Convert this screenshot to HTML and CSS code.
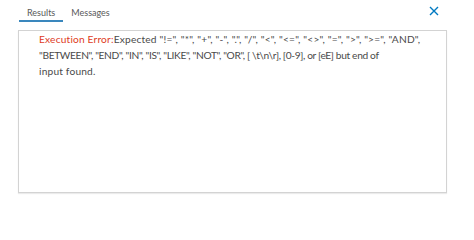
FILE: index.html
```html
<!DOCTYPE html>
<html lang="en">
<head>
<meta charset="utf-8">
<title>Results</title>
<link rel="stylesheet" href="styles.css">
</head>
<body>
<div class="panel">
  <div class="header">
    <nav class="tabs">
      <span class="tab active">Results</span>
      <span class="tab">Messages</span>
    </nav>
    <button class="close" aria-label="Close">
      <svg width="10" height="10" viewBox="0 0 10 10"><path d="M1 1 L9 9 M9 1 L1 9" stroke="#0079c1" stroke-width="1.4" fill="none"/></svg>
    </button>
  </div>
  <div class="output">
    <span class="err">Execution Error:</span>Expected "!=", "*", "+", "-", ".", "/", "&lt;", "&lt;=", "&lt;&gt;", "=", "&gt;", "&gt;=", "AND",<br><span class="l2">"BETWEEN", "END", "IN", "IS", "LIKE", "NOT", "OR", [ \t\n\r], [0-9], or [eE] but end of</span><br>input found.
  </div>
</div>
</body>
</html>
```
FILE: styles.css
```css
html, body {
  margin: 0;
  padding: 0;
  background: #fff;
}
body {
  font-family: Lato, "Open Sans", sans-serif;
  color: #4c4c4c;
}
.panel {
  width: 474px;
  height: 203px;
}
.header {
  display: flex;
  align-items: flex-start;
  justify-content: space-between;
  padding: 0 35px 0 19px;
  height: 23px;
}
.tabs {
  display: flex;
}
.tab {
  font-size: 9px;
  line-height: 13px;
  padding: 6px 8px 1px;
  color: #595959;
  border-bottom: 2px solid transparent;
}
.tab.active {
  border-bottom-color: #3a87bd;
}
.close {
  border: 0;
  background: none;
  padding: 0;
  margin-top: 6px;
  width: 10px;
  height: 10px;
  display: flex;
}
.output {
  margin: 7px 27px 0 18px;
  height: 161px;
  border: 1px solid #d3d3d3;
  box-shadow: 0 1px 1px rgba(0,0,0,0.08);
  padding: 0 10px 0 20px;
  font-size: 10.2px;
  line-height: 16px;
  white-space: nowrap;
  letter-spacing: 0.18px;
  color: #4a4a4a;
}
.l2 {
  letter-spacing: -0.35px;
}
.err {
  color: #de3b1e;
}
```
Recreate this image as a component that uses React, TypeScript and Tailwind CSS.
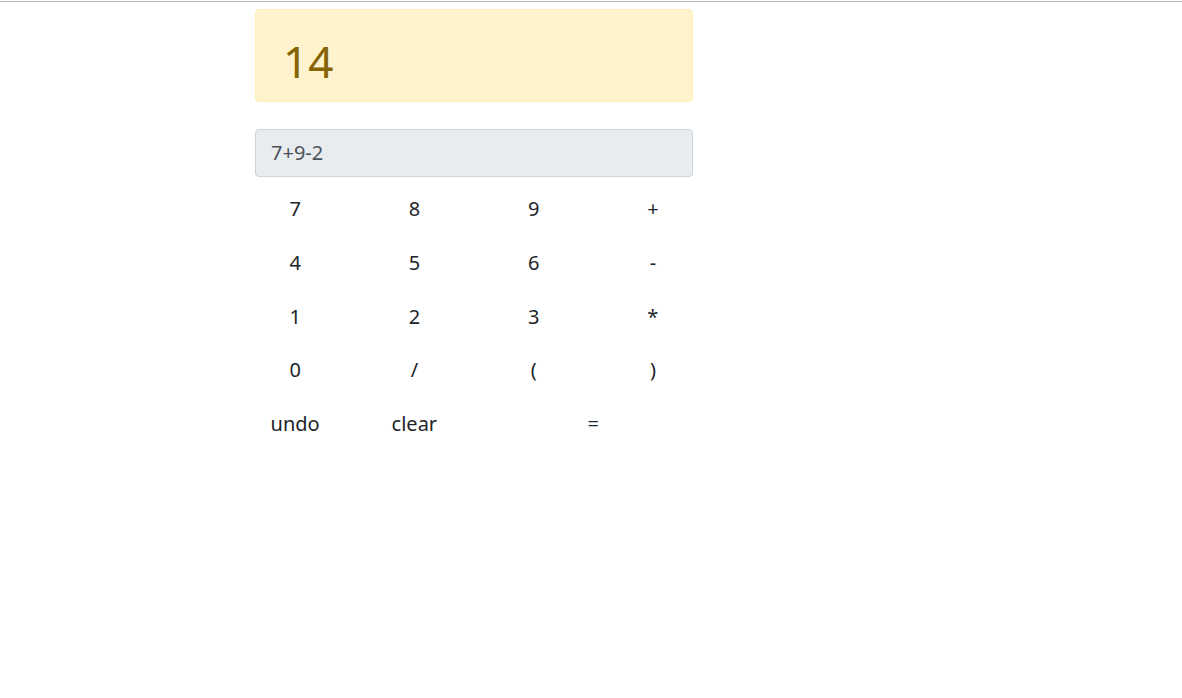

══════

> [Exercise objective]
The pictures in the entries should be left out; output everything else exactly.

> [Solution for this problem]
Convert this screenshot to HTML and CSS code.
FILE: index.html
```html
<!DOCTYPE html>
<html lang="en">
<head>
<meta charset="utf-8">
<title>Results</title>
<link rel="stylesheet" href="styles.css">
</head>
<body>
<div class="panel">
  <div class="header">
    <nav class="tabs">
      <span class="tab active">Results</span>
      <span class="tab">Messages</span>
    </nav>
    <button class="close" aria-label="Close">
      <svg width="10" height="10" viewBox="0 0 10 10"><path d="M1 1 L9 9 M9 1 L1 9" stroke="#0079c1" stroke-width="1.4" fill="none"/></svg>
    </button>
  </div>
  <div class="output">
    <span class="err">Execution Error:</span>Expected "!=", "*", "+", "-", ".", "/", "&lt;", "&lt;=", "&lt;&gt;", "=", "&gt;", "&gt;=", "AND",<br><span class="l2">"BETWEEN", "END", "IN", "IS", "LIKE", "NOT", "OR", [ \t\n\r], [0-9], or [eE] but end of</span><br>input found.
  </div>
</div>
</body>
</html>
```
FILE: styles.css
```css
html, body {
  margin: 0;
  padding: 0;
  background: #fff;
}
body {
  font-family: Lato, "Open Sans", sans-serif;
  color: #4c4c4c;
}
.panel {
  width: 474px;
  height: 203px;
}
.header {
  display: flex;
  align-items: flex-start;
  justify-content: space-between;
  padding: 0 35px 0 19px;
  height: 23px;
}
.tabs {
  display: flex;
}
.tab {
  font-size: 9px;
  line-height: 13px;
  padding: 6px 8px 1px;
  color: #595959;
  border-bottom: 2px solid transparent;
}
.tab.active {
  border-bottom-color: #3a87bd;
}
.close {
  border: 0;
  background: none;
  padding: 0;
  margin-top: 6px;
  width: 10px;
  height: 10px;
  display: flex;
}
.output {
  margin: 7px 27px 0 18px;
  height: 161px;
  border: 1px solid #d3d3d3;
  box-shadow: 0 1px 1px rgba(0,0,0,0.08);
  padding: 0 10px 0 20px;
  font-size: 10.2px;
  line-height: 16px;
  white-space: nowrap;
  letter-spacing: 0.18px;
  color: #4a4a4a;
}
.l2 {
  letter-spacing: -0.35px;
}
.err {
  color: #de3b1e;
}
```
Recreate this image as a component that uses React, TypeScript and Tailwind CSS.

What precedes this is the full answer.